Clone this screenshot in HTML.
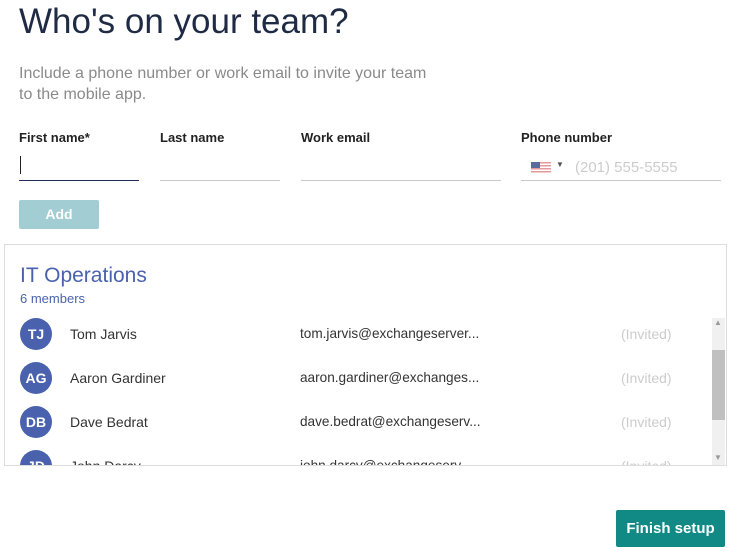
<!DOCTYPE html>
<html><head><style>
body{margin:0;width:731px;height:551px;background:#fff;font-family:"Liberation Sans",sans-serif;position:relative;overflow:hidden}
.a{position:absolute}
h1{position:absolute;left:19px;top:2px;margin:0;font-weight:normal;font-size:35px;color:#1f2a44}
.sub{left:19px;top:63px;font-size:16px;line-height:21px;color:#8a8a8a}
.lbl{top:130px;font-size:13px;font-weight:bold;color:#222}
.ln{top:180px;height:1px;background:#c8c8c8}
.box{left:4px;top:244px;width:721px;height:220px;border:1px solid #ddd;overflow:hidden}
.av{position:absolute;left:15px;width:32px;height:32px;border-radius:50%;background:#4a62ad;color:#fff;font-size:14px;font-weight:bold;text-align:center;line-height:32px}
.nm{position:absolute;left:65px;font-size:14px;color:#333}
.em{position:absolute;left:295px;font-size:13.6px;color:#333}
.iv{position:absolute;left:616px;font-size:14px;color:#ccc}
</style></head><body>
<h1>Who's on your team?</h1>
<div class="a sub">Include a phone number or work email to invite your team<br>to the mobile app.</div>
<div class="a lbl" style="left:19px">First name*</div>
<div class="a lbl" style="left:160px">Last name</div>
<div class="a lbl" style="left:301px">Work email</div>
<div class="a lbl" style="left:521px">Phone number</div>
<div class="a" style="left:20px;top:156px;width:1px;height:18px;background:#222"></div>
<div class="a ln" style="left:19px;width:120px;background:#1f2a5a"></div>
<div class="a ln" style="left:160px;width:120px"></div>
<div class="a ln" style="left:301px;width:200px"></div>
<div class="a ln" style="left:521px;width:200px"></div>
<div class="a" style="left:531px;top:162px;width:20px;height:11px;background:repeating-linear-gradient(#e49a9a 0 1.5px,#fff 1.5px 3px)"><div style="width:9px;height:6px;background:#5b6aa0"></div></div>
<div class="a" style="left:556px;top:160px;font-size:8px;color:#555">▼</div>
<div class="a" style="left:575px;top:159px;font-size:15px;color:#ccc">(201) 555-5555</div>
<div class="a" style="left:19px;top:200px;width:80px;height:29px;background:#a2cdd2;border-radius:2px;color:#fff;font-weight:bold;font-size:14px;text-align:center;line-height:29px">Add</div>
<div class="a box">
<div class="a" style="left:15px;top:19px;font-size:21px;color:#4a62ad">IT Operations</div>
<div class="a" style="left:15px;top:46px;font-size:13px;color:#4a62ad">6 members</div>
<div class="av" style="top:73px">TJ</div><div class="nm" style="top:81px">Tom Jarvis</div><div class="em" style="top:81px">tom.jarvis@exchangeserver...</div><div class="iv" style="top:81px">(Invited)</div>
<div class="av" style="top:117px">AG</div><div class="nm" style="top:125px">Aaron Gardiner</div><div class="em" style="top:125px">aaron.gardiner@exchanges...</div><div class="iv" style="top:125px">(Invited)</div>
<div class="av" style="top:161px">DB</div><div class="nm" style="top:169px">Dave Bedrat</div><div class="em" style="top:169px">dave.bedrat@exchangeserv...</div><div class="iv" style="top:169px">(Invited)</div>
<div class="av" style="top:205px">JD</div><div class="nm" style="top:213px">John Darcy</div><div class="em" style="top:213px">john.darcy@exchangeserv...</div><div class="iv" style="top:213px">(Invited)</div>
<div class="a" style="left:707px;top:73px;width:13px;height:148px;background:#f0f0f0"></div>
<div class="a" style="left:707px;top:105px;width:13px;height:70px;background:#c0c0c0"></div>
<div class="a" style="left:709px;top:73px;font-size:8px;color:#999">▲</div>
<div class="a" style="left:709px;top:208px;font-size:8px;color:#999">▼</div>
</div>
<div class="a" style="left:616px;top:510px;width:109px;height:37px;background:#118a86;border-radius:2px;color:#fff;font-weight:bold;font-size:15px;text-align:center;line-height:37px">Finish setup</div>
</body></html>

—————

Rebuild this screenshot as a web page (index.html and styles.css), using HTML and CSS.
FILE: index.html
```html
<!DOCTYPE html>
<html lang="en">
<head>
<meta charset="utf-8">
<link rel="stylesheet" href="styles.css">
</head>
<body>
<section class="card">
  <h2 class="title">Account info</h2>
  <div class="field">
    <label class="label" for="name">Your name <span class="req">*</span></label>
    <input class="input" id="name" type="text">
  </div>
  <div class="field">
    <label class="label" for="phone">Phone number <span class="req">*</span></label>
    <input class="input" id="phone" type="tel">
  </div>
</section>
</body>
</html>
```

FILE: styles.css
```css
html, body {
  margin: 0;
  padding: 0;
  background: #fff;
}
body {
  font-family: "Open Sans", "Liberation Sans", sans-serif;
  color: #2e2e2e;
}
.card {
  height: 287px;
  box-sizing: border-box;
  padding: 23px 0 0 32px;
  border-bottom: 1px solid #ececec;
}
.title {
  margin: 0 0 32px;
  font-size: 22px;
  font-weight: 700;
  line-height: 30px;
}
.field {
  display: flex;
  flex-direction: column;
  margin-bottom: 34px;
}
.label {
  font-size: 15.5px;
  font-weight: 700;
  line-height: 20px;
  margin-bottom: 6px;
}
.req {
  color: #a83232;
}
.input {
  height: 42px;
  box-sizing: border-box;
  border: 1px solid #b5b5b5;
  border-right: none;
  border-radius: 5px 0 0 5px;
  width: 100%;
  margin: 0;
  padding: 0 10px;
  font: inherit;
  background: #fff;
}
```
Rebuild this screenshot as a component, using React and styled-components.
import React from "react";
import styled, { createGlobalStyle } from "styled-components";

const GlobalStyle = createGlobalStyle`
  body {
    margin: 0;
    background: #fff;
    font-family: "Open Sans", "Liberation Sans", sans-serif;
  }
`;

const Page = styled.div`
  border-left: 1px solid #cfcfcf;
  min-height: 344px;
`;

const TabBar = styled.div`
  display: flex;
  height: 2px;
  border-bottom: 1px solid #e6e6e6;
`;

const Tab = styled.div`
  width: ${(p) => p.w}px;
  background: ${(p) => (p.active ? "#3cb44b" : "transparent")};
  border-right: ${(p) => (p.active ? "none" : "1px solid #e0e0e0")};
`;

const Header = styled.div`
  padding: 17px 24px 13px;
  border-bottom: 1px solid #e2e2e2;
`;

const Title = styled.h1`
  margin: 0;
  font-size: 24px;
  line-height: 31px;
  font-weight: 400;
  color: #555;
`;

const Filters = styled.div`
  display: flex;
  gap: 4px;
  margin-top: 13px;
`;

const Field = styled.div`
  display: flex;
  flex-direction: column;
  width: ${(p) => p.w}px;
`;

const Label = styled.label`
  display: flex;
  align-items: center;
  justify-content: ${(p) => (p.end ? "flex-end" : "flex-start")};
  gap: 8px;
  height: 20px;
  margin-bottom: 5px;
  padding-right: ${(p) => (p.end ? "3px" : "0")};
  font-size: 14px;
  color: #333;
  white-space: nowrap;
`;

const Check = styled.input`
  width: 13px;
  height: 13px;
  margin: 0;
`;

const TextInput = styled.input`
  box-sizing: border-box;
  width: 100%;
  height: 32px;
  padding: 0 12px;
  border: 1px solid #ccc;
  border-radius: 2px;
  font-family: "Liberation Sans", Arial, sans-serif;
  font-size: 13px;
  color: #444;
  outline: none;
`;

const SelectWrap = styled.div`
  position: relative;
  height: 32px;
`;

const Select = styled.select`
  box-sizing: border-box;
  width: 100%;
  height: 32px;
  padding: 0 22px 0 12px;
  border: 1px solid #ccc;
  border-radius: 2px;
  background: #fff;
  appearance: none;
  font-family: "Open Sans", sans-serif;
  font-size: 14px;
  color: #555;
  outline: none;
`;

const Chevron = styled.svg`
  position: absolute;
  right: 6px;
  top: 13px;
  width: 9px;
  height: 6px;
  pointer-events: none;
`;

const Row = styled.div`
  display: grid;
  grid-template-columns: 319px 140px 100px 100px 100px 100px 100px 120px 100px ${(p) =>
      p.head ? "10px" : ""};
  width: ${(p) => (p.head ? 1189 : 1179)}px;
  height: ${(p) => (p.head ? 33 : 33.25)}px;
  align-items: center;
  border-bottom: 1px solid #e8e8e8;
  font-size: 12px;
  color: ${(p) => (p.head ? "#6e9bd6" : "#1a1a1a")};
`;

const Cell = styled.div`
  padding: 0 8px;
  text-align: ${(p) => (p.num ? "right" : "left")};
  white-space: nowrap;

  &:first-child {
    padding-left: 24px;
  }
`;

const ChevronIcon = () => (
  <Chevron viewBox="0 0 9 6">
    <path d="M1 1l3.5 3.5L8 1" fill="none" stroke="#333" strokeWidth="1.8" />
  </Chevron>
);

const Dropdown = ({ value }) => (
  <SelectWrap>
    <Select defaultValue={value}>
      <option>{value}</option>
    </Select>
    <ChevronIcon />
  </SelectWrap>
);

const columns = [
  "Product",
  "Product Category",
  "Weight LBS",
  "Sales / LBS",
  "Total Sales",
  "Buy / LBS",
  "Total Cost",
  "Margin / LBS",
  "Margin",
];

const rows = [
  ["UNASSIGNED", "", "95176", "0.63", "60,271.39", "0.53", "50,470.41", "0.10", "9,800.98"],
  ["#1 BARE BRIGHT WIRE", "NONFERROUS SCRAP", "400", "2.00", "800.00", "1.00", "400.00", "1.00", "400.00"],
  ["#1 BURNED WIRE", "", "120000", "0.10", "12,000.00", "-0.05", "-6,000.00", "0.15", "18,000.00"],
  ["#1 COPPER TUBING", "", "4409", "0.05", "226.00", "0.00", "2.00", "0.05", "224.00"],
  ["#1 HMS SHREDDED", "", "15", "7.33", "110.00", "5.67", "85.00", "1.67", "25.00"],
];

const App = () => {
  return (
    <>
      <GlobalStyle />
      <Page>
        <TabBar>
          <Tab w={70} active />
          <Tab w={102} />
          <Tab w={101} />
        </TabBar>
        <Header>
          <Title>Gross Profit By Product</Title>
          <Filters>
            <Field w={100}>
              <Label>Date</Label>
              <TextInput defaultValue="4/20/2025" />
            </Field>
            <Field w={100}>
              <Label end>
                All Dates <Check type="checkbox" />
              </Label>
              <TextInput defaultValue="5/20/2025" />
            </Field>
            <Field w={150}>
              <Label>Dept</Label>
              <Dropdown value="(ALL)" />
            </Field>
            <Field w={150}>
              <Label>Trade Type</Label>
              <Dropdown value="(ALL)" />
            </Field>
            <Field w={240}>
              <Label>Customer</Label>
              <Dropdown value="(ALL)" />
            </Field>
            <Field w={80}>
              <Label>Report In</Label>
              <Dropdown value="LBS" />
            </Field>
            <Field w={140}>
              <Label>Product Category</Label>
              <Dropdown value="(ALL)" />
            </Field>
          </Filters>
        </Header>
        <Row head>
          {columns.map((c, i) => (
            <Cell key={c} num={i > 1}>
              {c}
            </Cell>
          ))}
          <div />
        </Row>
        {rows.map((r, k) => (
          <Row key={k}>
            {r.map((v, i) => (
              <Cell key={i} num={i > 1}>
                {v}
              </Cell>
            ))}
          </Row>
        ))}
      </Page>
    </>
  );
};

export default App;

—————

* STATED PROBLEM: Identify the lines of the entries containing the string "screenshot". Copy each such line.

* RESULT:
Clone this screenshot in HTML.
Rebuild this screenshot as a web page (index.html and styles.css), using HTML and CSS.
Rebuild this screenshot as a component, using React and styled-components.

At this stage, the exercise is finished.